Para convertirse en un laberinto de caricias, placer y delirio, el sexo necesita de ingenio y audacia. Mejor dicho, requiere de mucha imaginación. Michel Foucault, quien era un filósofo de la trasgresión, lo confirmó: “El sexo no es una fatalidad, no; es una posibilidad de vida creativa”. Cuando la mente escapa hacia la fantasía y la ternura, resulta ineludible que los labios palpitan como un timbal, los ojos florezcan como un espejismo de la luna y la piel sude los más recónditos deseos.
La Ley 1801 de 2016, que se titula de manera hermosa: “Código Nacional de Policía y Convivencia para la Paz”, señala en el numeral 1 del artículo 32, entre los sitios que no se consideran privados, los “bienes muebles… que se encuentran en espacio público, en lugar privado abierto al público…”. Además, indica en el literal b del numeral 2 del artículo 33, entre los comportamientos que afectan la tranquilidad y las relaciones respetuosas, los “actos sexuales o de exhibicionismo que generen molestia a la comunidad”. Luego añade que dicha conducta tendrá una multa de 16 salarios mínimos diarios legales vigentes: $ 328.000.
Así que el nuevo Código de Policía prohíbe las relaciones sexuales en el interior de los carros, muebles que no se consideran -insisto- como lugares privados cuando se encuentran estacionados en un sitio público o privado abierto al público. Eso sí, el texto deja entrever, como un requisito determinante para que se configure la falta, más allá del espacio en donde se realice, que la conducta debe generar molestia a la comunidad.
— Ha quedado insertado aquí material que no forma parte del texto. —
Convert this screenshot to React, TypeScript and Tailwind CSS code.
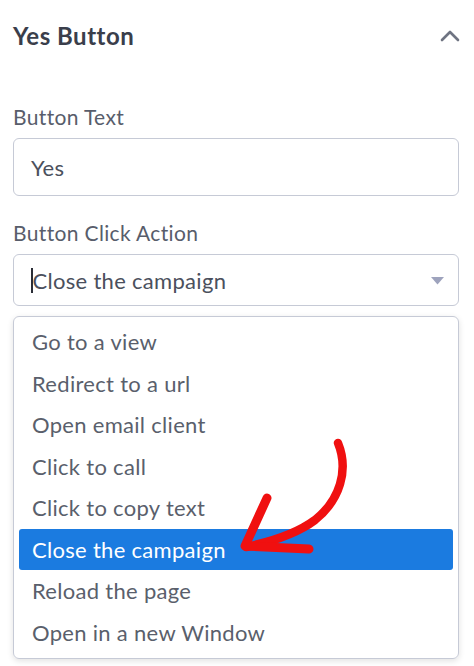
const options = [
  'Go to a view',
  'Redirect to a url',
  'Open email client',
  'Click to call',
  'Click to copy text',
  'Close the campaign',
  'Reload the page',
  'Open in a new Window',
];

const selected = 'Close the campaign';

export default function App() {
  return (
    <div className="relative w-[474px] h-[666px] overflow-hidden bg-white font-['Lato',sans-serif]">
      <div className="pl-[13px] pr-[15px] pt-[20px]">
        {/* section header */}
        <div className="flex items-center justify-between h-[32px]">
          <h2 className="text-[24px] font-bold text-[#3a3e4b] tracking-[0.5px]">Yes Button</h2>
          <svg width="20" height="12" viewBox="0 0 20 12" className="mr-[-1px] mt-[-1px]">
            <path d="M2 10 L10 2 L18 10" fill="none" stroke="#6f7482" strokeWidth="2.6" strokeLinecap="round" strokeLinejoin="round" />
          </svg>
        </div>

        <label className="block mt-[50px] text-[21px] leading-[30px] text-[#585d6b] tracking-[0.35px]">Button Text</label>
        <div className="mt-[6px] h-[58px] rounded-[6px] border-[1.5px] border-[#c6cad6] flex items-center pl-[17px] text-[22px] text-[#4b505d] tracking-[0.3px]">
          Yes
        </div>

        <label className="block mt-[22px] text-[21px] leading-[30px] text-[#585d6b] tracking-[0.35px]">Button Click Action</label>
        <div className="mt-[6px] h-[52px] rounded-[6px] border-[1.5px] border-[#c6cad6] flex items-center pl-[17px] pr-[14px]">
          <span className="w-[1.5px] h-[25px] bg-[#2a2d36]" />
          <span className="flex-1 text-[22px] text-[#4b505d] tracking-[0.3px]">{selected}</span>
          <svg width="13" height="8" viewBox="0 0 13 8" className="mt-[2px]">
            <path d="M0 0 H13 L6.5 7.5 Z" fill="#9ea3bd" />
          </svg>
        </div>

        {/* dropdown list */}
        <div className="mt-[10px] rounded-[6px] border-[1.5px] border-[#c6cad6] shadow-[0_2px_6px_rgba(0,0,0,0.12)] px-[5px] pt-[4px] pb-[5px]">
          {options.map((o) => (
            <div
              key={o}
              className={
                o === selected
                  ? 'h-[41.5px] flex items-center pl-[13px] rounded-[3px] bg-[#1b7be0] text-white text-[22px] tracking-[0.3px]'
                  : 'h-[41.5px] flex items-center pl-[13px] text-[#5a5f6c] text-[22px] tracking-[0.3px]'
              }
            >
              {o}
            </div>
          ))}
        </div>
      </div>

      {/* hand-drawn annotation arrow */}
      <svg className="absolute inset-0 pointer-events-none" width="474" height="666" viewBox="0 0 474 666">
        <g fill="none" stroke="#f01010" strokeLinecap="round" strokeLinejoin="round">
          <path d="M338 443 C 349 470, 340 500, 315 520 C 295 535, 270 542, 246 547" strokeWidth="8.5" />
          <path d="M267 498 L 245 546 L 309 549" strokeWidth="9" />
        </g>
      </svg>
    </div>
  );
}
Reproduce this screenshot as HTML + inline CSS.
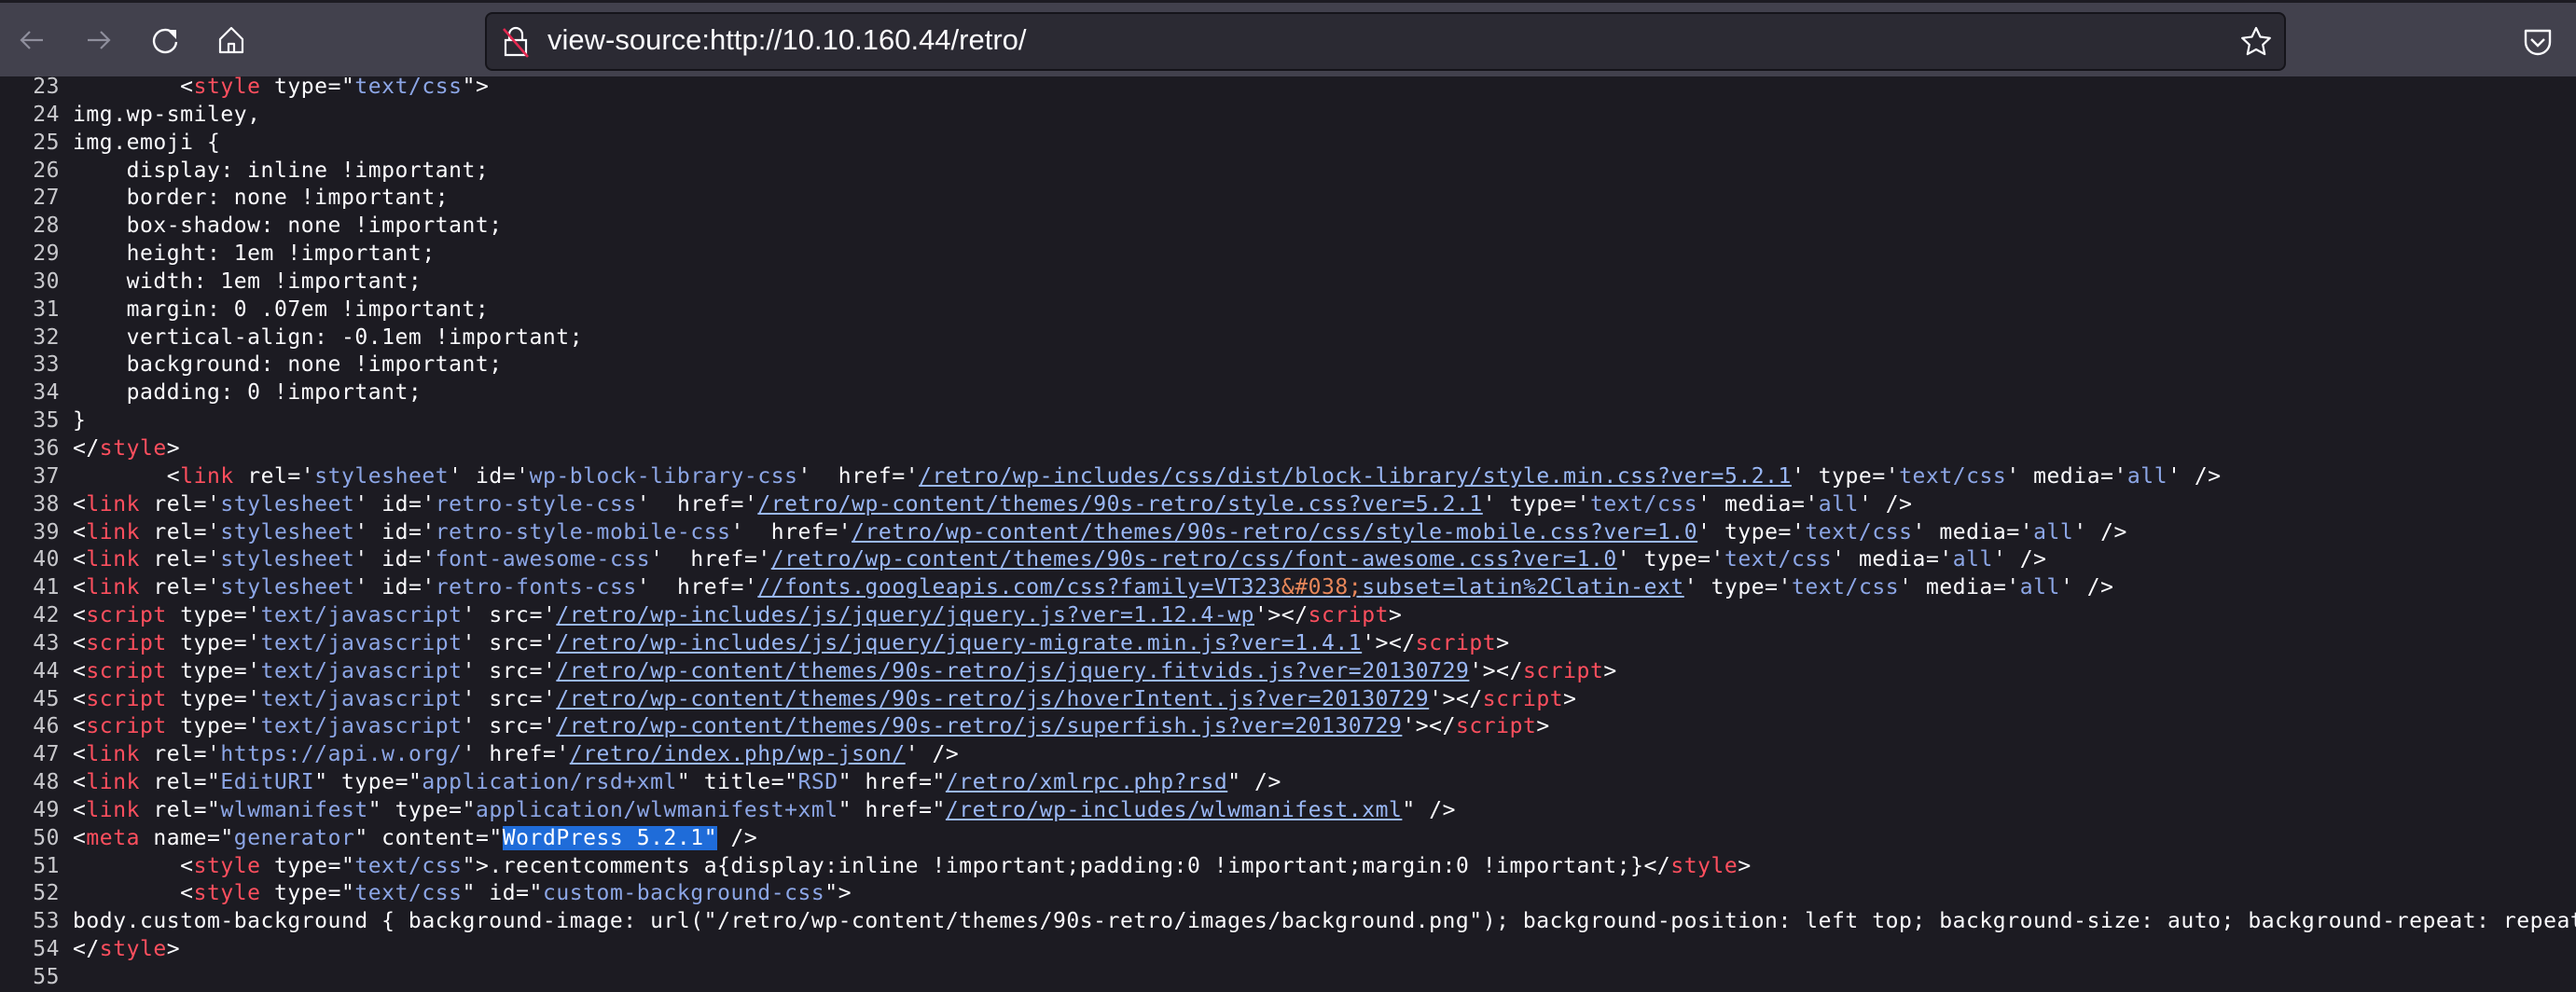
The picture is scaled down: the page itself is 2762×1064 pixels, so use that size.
<!DOCTYPE html>
<html><head><meta charset="utf-8">
<style>
html,body{margin:0;padding:0;width:2762px;height:1061px;overflow:hidden;background:#1c1b22;}
#bar{position:absolute;left:0;top:0;width:2762px;height:82px;background:#42414d;border-top:3px solid #1c1b22;box-sizing:border-box;z-index:2;}
#url{position:absolute;left:520px;top:10px;width:1931px;height:63px;background:#2b2a33;border:2px solid #15141a;border-radius:8px;box-sizing:border-box;}
#urltext{position:absolute;left:65px;top:10px;font:31px "Liberation Sans",sans-serif;color:#fbfbfe;white-space:nowrap;}
svg{position:absolute;}
#code{position:absolute;left:0;top:79px;width:2762px;overflow:hidden;font-family:"DejaVu Sans Mono","Liberation Mono",monospace;font-size:23px;letter-spacing:0.55px;line-height:29.85px;color:#fbfbfe;white-space:pre;z-index:1;}
.n{display:inline-block;width:64px;text-align:right;color:#c8c8cc;margin-right:14px;}
.t{color:#ff4f5e;}
.a{color:#fbfbfe;}
.v{color:#8ca6e6;}
.l{color:#9ab8f6;text-decoration:underline;}
.e{color:#e8875a;}
.s{background:#1f6cd9;color:#fff;}
</style></head><body>
<div id="bar">
<svg width="40" height="40" style="left:14px;top:20px" viewBox="0 0 40 40"><path d="M32 20H9M18 11l-9 9 9 9" stroke="#8f8f9d" stroke-width="2.2" fill="none"/></svg>
<svg width="40" height="40" style="left:86px;top:20px" viewBox="0 0 40 40"><path d="M8 20h23M22 11l9 9-9 9" stroke="#8f8f9d" stroke-width="2.2" fill="none"/></svg>
<svg width="40" height="40" style="left:157px;top:20px" viewBox="0 0 40 40"><path d="M29 13A12 12 0 1 0 32 22" stroke="#fbfbfe" stroke-width="2.4" fill="none"/><path d="M22 9h10v10z" fill="#fbfbfe"/></svg>
<svg width="40" height="40" style="left:228px;top:20px" viewBox="0 0 40 40"><path d="M8 19L20 7l12 12v14H8z M17 33v-9h6v9" stroke="#fbfbfe" stroke-width="2.2" fill="none" stroke-linejoin="round"/></svg>
<div id="url">
<svg width="34" height="40" style="left:14px;top:10px" viewBox="0 0 34 40"><path d="M10 18v-6a7 7 0 0 1 14 0v6M6 18h22v16H6z" stroke="#fbfbfe" stroke-width="2.2" fill="none"/><path d="M4 6l26 30" stroke="#e22850" stroke-width="2.6"/></svg>
<div id="urltext">view-source:http://10.10.160.44/retro/</div>
<svg width="40" height="40" style="left:1877px;top:10px" viewBox="0 0 40 40"><path d="M20 5l4.5 9.5 10.3 1.3-7.6 7.1 2 10.2L20 28l-9.2 5.1 2-10.2-7.6-7.1 10.3-1.3z" stroke="#fbfbfe" stroke-width="2.2" fill="none" stroke-linejoin="round"/></svg>
</div>
<svg width="40" height="40" style="left:2701px;top:22px" viewBox="0 0 40 40"><path d="M7 8h26v12a13 13 0 0 1-26 0z" stroke="#fbfbfe" stroke-width="2.4" fill="none" stroke-linejoin="round"/><path d="M13 17l7 7 7-7" stroke="#fbfbfe" stroke-width="2.4" fill="none"/></svg>
</div>
<div id="code"><span class="n">23</span>        &lt;<span class="t">style</span> <span class="a">type</span>="<span class="v">text/css</span>"&gt;
<span class="n">24</span>img.wp-smiley,
<span class="n">25</span>img.emoji {
<span class="n">26</span>    display: inline !important;
<span class="n">27</span>    border: none !important;
<span class="n">28</span>    box-shadow: none !important;
<span class="n">29</span>    height: 1em !important;
<span class="n">30</span>    width: 1em !important;
<span class="n">31</span>    margin: 0 .07em !important;
<span class="n">32</span>    vertical-align: -0.1em !important;
<span class="n">33</span>    background: none !important;
<span class="n">34</span>    padding: 0 !important;
<span class="n">35</span>}
<span class="n">36</span>&lt;/<span class="t">style</span>&gt;
<span class="n">37</span>       &lt;<span class="t">link</span> <span class="a">rel</span>='<span class="v">stylesheet</span>' <span class="a">id</span>='<span class="v">wp-block-library-css</span>'  <span class="a">href</span>='<span class="l">/retro/wp-includes/css/dist/block-library/style.min.css?ver=5.2.1</span>' <span class="a">type</span>='<span class="v">text/css</span>' <span class="a">media</span>='<span class="v">all</span>' /&gt;
<span class="n">38</span>&lt;<span class="t">link</span> <span class="a">rel</span>='<span class="v">stylesheet</span>' <span class="a">id</span>='<span class="v">retro-style-css</span>'  <span class="a">href</span>='<span class="l">/retro/wp-content/themes/90s-retro/style.css?ver=5.2.1</span>' <span class="a">type</span>='<span class="v">text/css</span>' <span class="a">media</span>='<span class="v">all</span>' /&gt;
<span class="n">39</span>&lt;<span class="t">link</span> <span class="a">rel</span>='<span class="v">stylesheet</span>' <span class="a">id</span>='<span class="v">retro-style-mobile-css</span>'  <span class="a">href</span>='<span class="l">/retro/wp-content/themes/90s-retro/css/style-mobile.css?ver=1.0</span>' <span class="a">type</span>='<span class="v">text/css</span>' <span class="a">media</span>='<span class="v">all</span>' /&gt;
<span class="n">40</span>&lt;<span class="t">link</span> <span class="a">rel</span>='<span class="v">stylesheet</span>' <span class="a">id</span>='<span class="v">font-awesome-css</span>'  <span class="a">href</span>='<span class="l">/retro/wp-content/themes/90s-retro/css/font-awesome.css?ver=1.0</span>' <span class="a">type</span>='<span class="v">text/css</span>' <span class="a">media</span>='<span class="v">all</span>' /&gt;
<span class="n">41</span>&lt;<span class="t">link</span> <span class="a">rel</span>='<span class="v">stylesheet</span>' <span class="a">id</span>='<span class="v">retro-fonts-css</span>'  <span class="a">href</span>='<span class="l">//fonts.googleapis.com/css?family=VT323<span class="e">&amp;#038;</span>subset=latin%2Clatin-ext</span>' <span class="a">type</span>='<span class="v">text/css</span>' <span class="a">media</span>='<span class="v">all</span>' /&gt;
<span class="n">42</span>&lt;<span class="t">script</span> <span class="a">type</span>='<span class="v">text/javascript</span>' <span class="a">src</span>='<span class="l">/retro/wp-includes/js/jquery/jquery.js?ver=1.12.4-wp</span>'&gt;&lt;/<span class="t">script</span>&gt;
<span class="n">43</span>&lt;<span class="t">script</span> <span class="a">type</span>='<span class="v">text/javascript</span>' <span class="a">src</span>='<span class="l">/retro/wp-includes/js/jquery/jquery-migrate.min.js?ver=1.4.1</span>'&gt;&lt;/<span class="t">script</span>&gt;
<span class="n">44</span>&lt;<span class="t">script</span> <span class="a">type</span>='<span class="v">text/javascript</span>' <span class="a">src</span>='<span class="l">/retro/wp-content/themes/90s-retro/js/jquery.fitvids.js?ver=20130729</span>'&gt;&lt;/<span class="t">script</span>&gt;
<span class="n">45</span>&lt;<span class="t">script</span> <span class="a">type</span>='<span class="v">text/javascript</span>' <span class="a">src</span>='<span class="l">/retro/wp-content/themes/90s-retro/js/hoverIntent.js?ver=20130729</span>'&gt;&lt;/<span class="t">script</span>&gt;
<span class="n">46</span>&lt;<span class="t">script</span> <span class="a">type</span>='<span class="v">text/javascript</span>' <span class="a">src</span>='<span class="l">/retro/wp-content/themes/90s-retro/js/superfish.js?ver=20130729</span>'&gt;&lt;/<span class="t">script</span>&gt;
<span class="n">47</span>&lt;<span class="t">link</span> <span class="a">rel</span>='<span class="v">https://api.w.org/</span>' <span class="a">href</span>='<span class="l">/retro/index.php/wp-json/</span>' /&gt;
<span class="n">48</span>&lt;<span class="t">link</span> <span class="a">rel</span>="<span class="v">EditURI</span>" <span class="a">type</span>="<span class="v">application/rsd+xml</span>" <span class="a">title</span>="<span class="v">RSD</span>" <span class="a">href</span>="<span class="l">/retro/xmlrpc.php?rsd</span>" /&gt;
<span class="n">49</span>&lt;<span class="t">link</span> <span class="a">rel</span>="<span class="v">wlwmanifest</span>" <span class="a">type</span>="<span class="v">application/wlwmanifest+xml</span>" <span class="a">href</span>="<span class="l">/retro/wp-includes/wlwmanifest.xml</span>" /&gt;
<span class="n">50</span>&lt;<span class="t">meta</span> <span class="a">name</span>="<span class="v">generator</span>" <span class="a">content</span>="<span class="s">WordPress 5.2.1"</span> /&gt;
<span class="n">51</span>        &lt;<span class="t">style</span> <span class="a">type</span>="<span class="v">text/css</span>"&gt;.recentcomments a{display:inline !important;padding:0 !important;margin:0 !important;}&lt;/<span class="t">style</span>&gt;
<span class="n">52</span>        &lt;<span class="t">style</span> <span class="a">type</span>="<span class="v">text/css</span>" <span class="a">id</span>="<span class="v">custom-background-css</span>"&gt;
<span class="n">53</span>body.custom-background { background-image: url("/retro/wp-content/themes/90s-retro/images/background.png"); background-position: left top; background-size: auto; background-repeat: repeat
<span class="n">54</span>&lt;/<span class="t">style</span>&gt;
<span class="n">55</span></div>
</body></html>
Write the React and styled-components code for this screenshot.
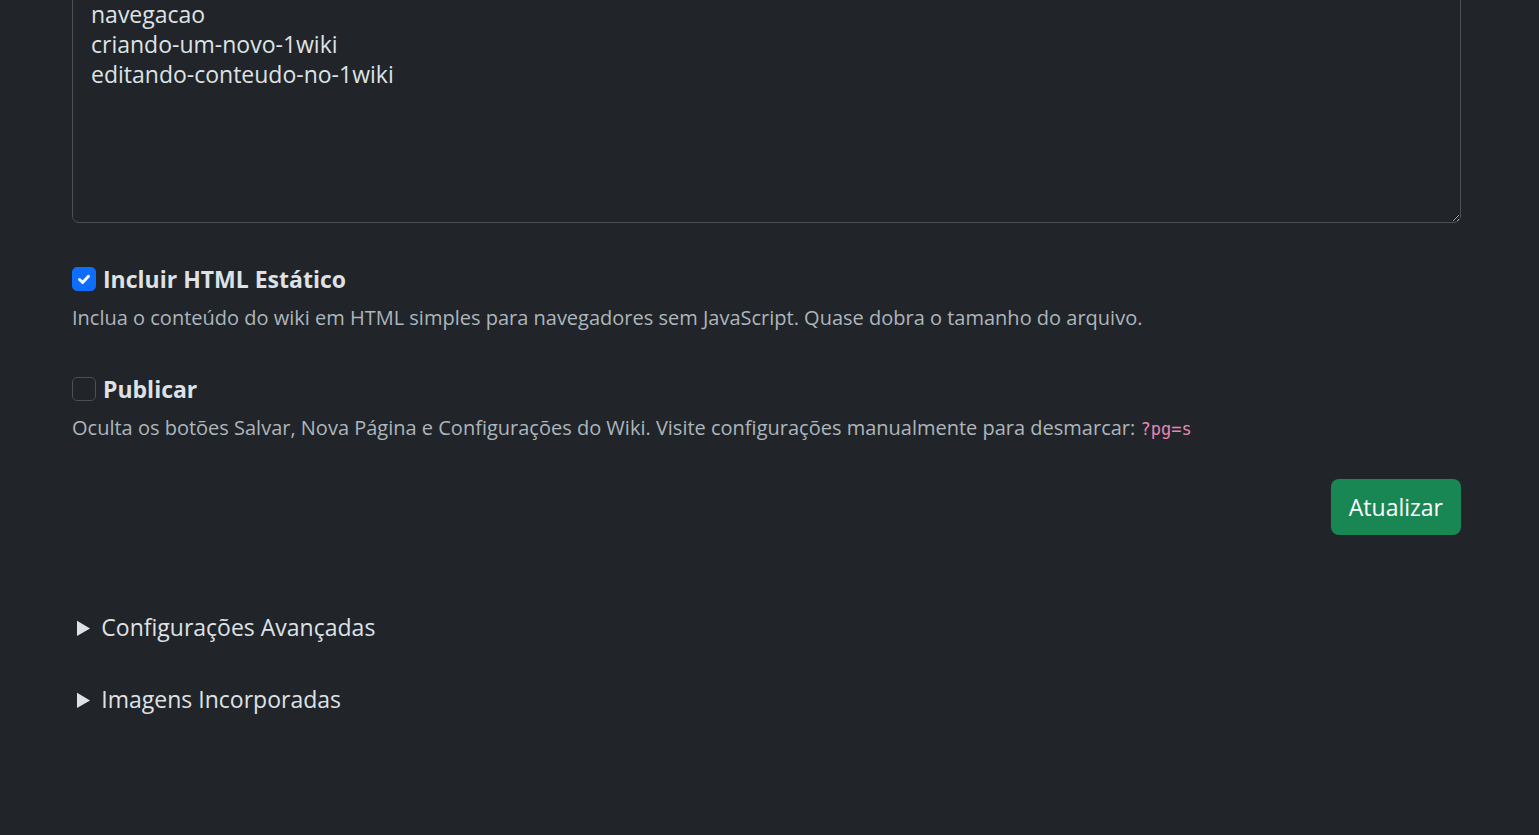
import React from "react";
import styled, { createGlobalStyle } from "styled-components";

const GlobalStyle = createGlobalStyle`
  html, body {
    margin: 0;
    background: #212529;
    color: #dee2e6;
    font-family: "Open Sans", "Noto Sans", sans-serif;
    font-size: 20px;
    line-height: 1.5;
  }
`;

const Page = styled.div`
  width: 1389px;
  margin: -10px 0 0 72px;
  padding-bottom: 60px;
`;

const Editor = styled.textarea`
  display: block;
  box-sizing: border-box;
  width: 100%;
  height: 233px;
  padding: 8px 18px 7px;
  background: #212529;
  color: #dee2e6;
  border: 1px solid #495057;
  border-radius: 7px;
  font: inherit;
  font-size: 23px;
  line-height: 30px;
  resize: vertical;
  outline: none;
`;

const Option = styled.div`
  margin-top: ${(p) => p.$top}px;
`;

const CheckRow = styled.label`
  display: flex;
  align-items: center;
  gap: 7px;
  font-weight: 700;
  font-size: 23px;
  line-height: 34px;
  color: #dee2e6;
`;

const Box = styled.span`
  width: 24px;
  height: 24px;
  box-sizing: border-box;
  border-radius: 5px;
  display: inline-flex;
  align-items: center;
  justify-content: center;
  background: ${(p) => (p.$checked ? "#0d6efd" : "#212529")};
  border: 1px solid ${(p) => (p.$checked ? "#0d6efd" : "#495057")};
`;

const Help = styled.div`
  margin-top: 7px;
  color: #adb5bd;
  font-size: 20px;
`;

const Code = styled.code`
  font-family: "DejaVu Sans Mono", "Liberation Mono", monospace;
  font-size: 17px;
  color: #e685b5;
`;

const Actions = styled.div`
  display: flex;
  justify-content: flex-end;
  margin-top: 36px;
`;

const Button = styled.button`
  background: #198754;
  color: #fff;
  border: none;
  border-radius: 8px;
  font: inherit;
  font-size: 23px;
  height: 56px;
  padding: 0 18px;
`;

const Details = styled.details`
  margin-top: ${(p) => p.$top}px;
  padding-left: 5px;
  font-size: 23px;
  line-height: 34px;
  color: #dee2e6;

  summary {
    cursor: pointer;
  }
`;

const Check = () => (
  <svg width="18" height="18" viewBox="0 0 20 20">
    <path
      d="M5 10.5l3.5 3.5l6.5-7"
      fill="none"
      stroke="#fff"
      strokeWidth="3.2"
      strokeLinecap="round"
      strokeLinejoin="round"
    />
  </svg>
);

export default function App() {
  return (
    <>
      <GlobalStyle />
      <Page>
        <Editor
          defaultValue={"navegacao\ncriando-um-novo-1wiki\neditando-conteudo-no-1wiki"}
          spellCheck={false}
        />
        <Option $top={39}>
          <CheckRow>
            <Box $checked>
              <Check />
            </Box>
            Incluir HTML Estático
          </CheckRow>
          <Help>
            Inclua o conteúdo do wiki em HTML simples para navegadores sem JavaScript. Quase dobra o tamanho do arquivo.
          </Help>
        </Option>
        <Option $top={39}>
          <CheckRow>
            <Box />
            Publicar
          </CheckRow>
          <Help>
            Oculta os botões Salvar, Nova Página e Configurações do Wiki. Visite configurações manualmente para desmarcar:{" "}
            <Code>?pg=s</Code>
          </Help>
        </Option>
        <Actions>
          <Button>Atualizar</Button>
        </Actions>
        <Details $top={75}>
          <summary>Configurações Avançadas</summary>
        </Details>
        <Details $top={38}>
          <summary>Imagens Incorporadas</summary>
        </Details>
      </Page>
    </>
  );
}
Sin embargo, la norma debería ser más categórica para evitar embrollos. Es necesario establecer, de manera indudable, si para la imposición de la multa aquello de “generar molestia a la comunidad”, debe ser expreso e imperativo o simplemente la autoridad policiva lo puede deducir, ya que es factible que, en algunos casos, los ciudadanos que adviertan la situación no sientan ni expresen desagrado (a veces la solidaridad humana o el subconsciente voyerista lleva a la complicidad), entonces le correspondería a la policía, en caso de que se percate del evento, actuar de forma oficiosa, desconociendo lo que están pensando los espectadores.
Por otro lado, la ley debería excluir de la prohibición, aquellos actos sexuales que se desarrollen en espacios públicos o privados abiertos al público, pero que no sean concurridos o permanezcan íngrimos. Por la soledad del lugar, no se afectaría al colectivo, que es a quien se busca proteger, por eso la sanción no dejaría de ser innecesaria. Empero, en ejercicio de su labor de vigilancia, la policía podrá aparecer de repente, esbozar su poderío e imponer una multa de $ 328.000 a una pareja que lo único malo que está haciendo es saborear el amor.
De manera que hay dos inquietudes frente a los artículos citados del Código Nacional de Policía y Convivencia para la Paz: la confusión que puede presentarse frente a los alcances de eso que se denomina “generar molestia a la comunidad” y la sanción injusta que puede ser impuesta a quienes husmeen la humedad de sus cuerpos en sitios desolados. A veces el amor necesita de espacios alternativos para hacer chorrear la imaginación, la vehemencia. Es indigno castrar la espontaneidad, el rugir y el desenfreno de la pasión. Tal vez estamos ante eso que Michel Foucault rotuló la Policía del sexo: “es decir, no el rigor de una prohibición sino la necesidad de reglamentar el sexo mediante discursos útiles y públicos”. Claro, aquí no se está prohibiendo hacer el amor, pero se está reglamentando, se está enfriando su locura natural, su fuego.